Montreal protest on 31 May 2020

- Montreal: Thousands attended a protest outside the Montreal police headquarters on 31 May. The protests eventually escalated into unrest, and police fired tear gas. Several store windows were damaged, and some items were stolen. Eleven arrests were made, including one for assault. Several thousands protesters held another rally and march on 7 June.
- Quebec City: In front of parliament, thousands of people held a rally on 7 June.
- Repentigny: 5 June: About 100 protesters lit candles outside the Repentigny police station. Several black residents told personal stories of being racially profiled in this small suburban area 40 miles north of Montreal.
- Rimouski: At Beauséjour Park, around 400 people held a rally on 7 June.
- Rouyn-Noranda: At the Place de la Citoyenneté et de la Coopération, around 250 people held a rally organized by the group La Mosaïque on 8 June.
- Saguenay: At Place du Citoyen, around 100 people held a rally on 1 June.
- Sept-Îles: On 7 June, around 150 people marched to the Sûreté du Québec police station to rally against police brutality.
- Sherbrooke: Between 2,500 and 3,000 people marched from the Sherbrooke Station market to the police station on 7 June to protest police violence.
- Trois-Rivières: Around a thousand people held a rally on 6 June that started in front of the Université du Québec à Trois-Rivières before heading for the city hall.

=== Saskatchewan ===
- Prince Albert: On 6 June, a large crowd of protesters gathered at the city hall and held a moment of silence for eight minutes and forty-six seconds to honour George Floyd.
- Regina: Hundreds of protesters gathered at the Saskatchewan Legislature on 2 June. 5 June: Demonstrators were silent for 8:46 before singing Amazing Grace.

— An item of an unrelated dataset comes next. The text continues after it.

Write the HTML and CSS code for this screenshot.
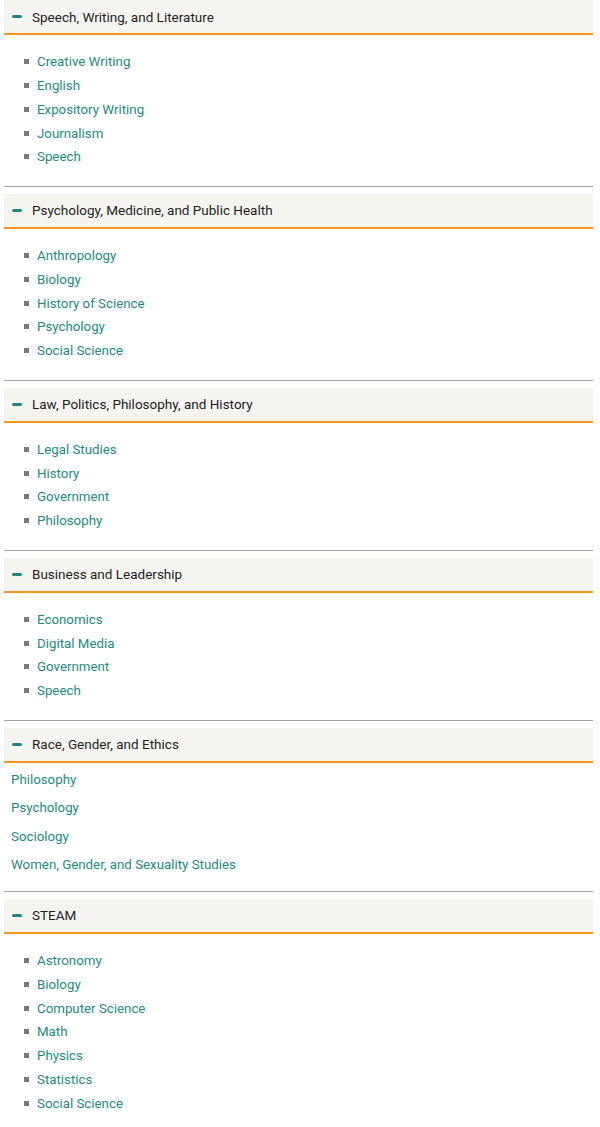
FILE: index.html
```html
<!DOCTYPE html>
<html lang="en">
<head>
<meta charset="utf-8">
<title>Subjects</title>
<link rel="stylesheet" href="styles.css">
</head>
<body>
<div class="accordion">
  <section class="panel">
    <div class="panel-head"><span class="minus"></span><span class="title">Speech, Writing, and Literature</span></div>
    <ul class="links">
      <li><a href="#">Creative Writing</a></li>
      <li><a href="#">English</a></li>
      <li><a href="#">Expository Writing</a></li>
      <li><a href="#">Journalism</a></li>
      <li><a href="#">Speech</a></li>
    </ul>
  </section>
  <section class="panel">
    <div class="panel-head"><span class="minus"></span><span class="title">Psychology, Medicine, and Public Health</span></div>
    <ul class="links">
      <li><a href="#">Anthropology</a></li>
      <li><a href="#">Biology</a></li>
      <li><a href="#">History of Science</a></li>
      <li><a href="#">Psychology</a></li>
      <li><a href="#">Social Science</a></li>
    </ul>
  </section>
  <section class="panel">
    <div class="panel-head"><span class="minus"></span><span class="title">Law, Politics, Philosophy, and History</span></div>
    <ul class="links">
      <li><a href="#">Legal Studies</a></li>
      <li><a href="#">History</a></li>
      <li><a href="#">Government</a></li>
      <li><a href="#">Philosophy</a></li>
    </ul>
  </section>
  <section class="panel">
    <div class="panel-head"><span class="minus"></span><span class="title">Business and Leadership</span></div>
    <ul class="links">
      <li><a href="#">Economics</a></li>
      <li><a href="#">Digital Media</a></li>
      <li><a href="#">Government</a></li>
      <li><a href="#">Speech</a></li>
    </ul>
  </section>
  <section class="panel">
    <div class="panel-head"><span class="minus"></span><span class="title">Race, Gender, and Ethics</span></div>
    <div class="plain">
      <p><a href="#">Philosophy</a></p>
      <p><a href="#">Psychology</a></p>
      <p><a href="#">Sociology</a></p>
      <p><a href="#">Women, Gender, and Sexuality Studies</a></p>
    </div>
  </section>
  <section class="panel last">
    <div class="panel-head"><span class="minus"></span><span class="title">STEAM</span></div>
    <ul class="links">
      <li><a href="#">Astronomy</a></li>
      <li><a href="#">Biology</a></li>
      <li><a href="#">Computer Science</a></li>
      <li><a href="#">Math</a></li>
      <li><a href="#">Physics</a></li>
      <li><a href="#">Statistics</a></li>
      <li><a href="#">Social Science</a></li>
    </ul>
  </section>
</div>
</body>
</html>
```

FILE: styles.css
```css
html, body {
  margin: 0;
  padding: 0;
  background: #ffffff;
}

body {
  font-family: Roboto, "Liberation Sans", Arial, sans-serif;
  font-size: 13.3px;
  color: #222222;
}

.accordion {
  width: 589px;
  margin-left: 4px;
}

.panel {
  border-bottom: 1px solid #a5a5a5;
  margin-bottom: 7px;
}

.panel.last {
  border-bottom: none;
}

.panel-head {
  height: 33px;
  background: #f5f4f0;
  border-bottom: 2px solid #f7941d;
  display: flex;
  align-items: center;
  padding-left: 8px;
  gap: 10px;
}

.minus {
  width: 10px;
  height: 3px;
  border-radius: 2px;
  background: #1d8a7c;
  flex: none;
}

.title {
  font-size: 13.5px;
  color: #1f1f1f;
}

.links {
  list-style: none;
  margin: 0;
  padding: 15px 0 17px 20px;
}

.links li {
  display: flex;
  align-items: center;
  height: 23.75px;
}

.links li::before {
  content: "";
  width: 5px;
  height: 5px;
  background: #7a7a7a;
  margin-right: 8px;
  flex: none;
}

a {
  color: #1c8c7d;
  text-decoration: none;
}

.plain {
  padding: 3px 0 12px 7px;
}

.plain p {
  margin: 0;
  height: 28.3px;
  display: flex;
  align-items: center;
}
```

Community organizers spoke and Regina Police Chief Evan Bray said "Black Lives Matter."
- Saskatoon: Hundreds rallied outside the Saskatoon City Hall, on 30 May. On 4 June, 2,000 people marched throughout various parts of downtown. The aim was to remain peaceful. A third rally planned for 20 June by Black Lives Matter YXE Movement said in a statement that they didn't want police presence (uniformed or in plainclothes), but they are welcome to march.

=== Yukon ===
- Dawson City: On Front Street, at least 100 people held a rally on 6 June denouncing both anti-black and anti-indigenous racism.
- Whitehorse: Downtown, hundreds of people held a rally on 6 June denouncing both anti-black and anti-indigenous racism.